Let me just say it straight — the Faroe Islands aren’t trying to impress you. They don’t pose for your Instagram or offer all-inclusive packages with daily activities. This place doesn’t need to. It just is. Stark, bold, weirdly quiet. A kind of quiet that makes you feel small and grateful at the same time.

You don’t stumble upon a Faroe Islands trip by accident. You look for it. You choose it because you’re sick of the usual. Tired of beaches that feel like waiting rooms. You want weather that argues with you and cliffs that don’t care if you’re scared of heights.

What It Feels Like to Be There

The air hits differently here — clean, sharp, moody. It's not the kind of trip where you rush. You move like the clouds; slow, maybe stubborn.

Here’s what pulls people in:

  • Landscapes that feel like fantasy fiction
  • Birds — loud, bossy, beautiful
  • Villages that look untouched, like history fell asleep
  • Waterfalls falling into nowhere

Someone once told me, “This place makes silence feel like sound.” And I got it.

You walk into fog like it’s a doorway. And when it lifts, there’s a fjord, or a goat on a roof, or just...space. Empty, wild space.

Staying Somewhere That Makes Sense

You won’t find spa resorts or rooftop bars. And good. You’re here to feel something real. Where you sleep is just a place to rest after the land’s chewed you up and spit you back wiser.
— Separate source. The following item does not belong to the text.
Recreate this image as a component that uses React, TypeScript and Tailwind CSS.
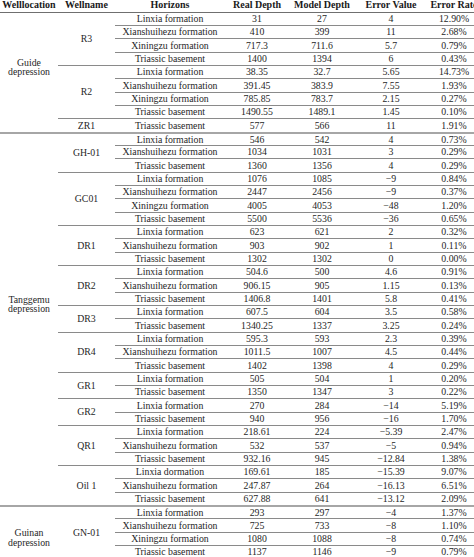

Places worth calling home for a few days:

  • Tórshavn – The quiet capital. It has restaurants, some nightlife, decent Wi-Fi.
  • Gjógv – Think turf roofs, sea cliffs, and the kind of peace that makes you journal.
  • Saksun – Looks like a folk tale. Black church. Wild silence.
  • Vágur – Feels like the edge of the world. Southern side, less touristy.

If you're booking a Faroe Island vacation package, go small. Guesthouses, farm stays. Places where you hear the rain on the roof and nothing else.

Don’t Skip These. Seriously.

The weather’ll mess with your plans. That’s part of the charm. But if the sky opens and lets you out, these spots are non-negotiable.

Faroe Islands best places to visit:

  • Múlafossur Waterfall – Looks fake. Isn’t.
  • Lake Sørvágsvatn – The “floating lake” illusion gets you every time.
  • Kalsoy Island – Remote, surreal, that lighthouse is everything.
  • Mykines – Home to puffins. Like, actual puffins. Everywhere.

Boat trips are their own beast. The sea can turn on you. But when it's calm, you see caves, arches, and birds that own the sky. Magic, with a bit of adrenaline.

Let Nature Win

This place isn’t for checklist travelers. It’s for watchers. For those who can sit for an hour and watch fog crawl over a mountain like it’s got a purpose.

If you're into birdwatching, it's endless. Puffins. Gannets. Arctic terns. They're noisy and territorial and mesmerizing. Bring gear or don’t — just show up and pay attention.

Sightseeing here isn’t about landmarks. It’s about landscapes. About stillness. About being there with nothing to prove.

Call it a Faroe Islands holiday if you want. I call it stepping off the grid and remembering the world doesn’t spin around you. It just spins. And sometimes, if you're lucky, you get to stop and feel it.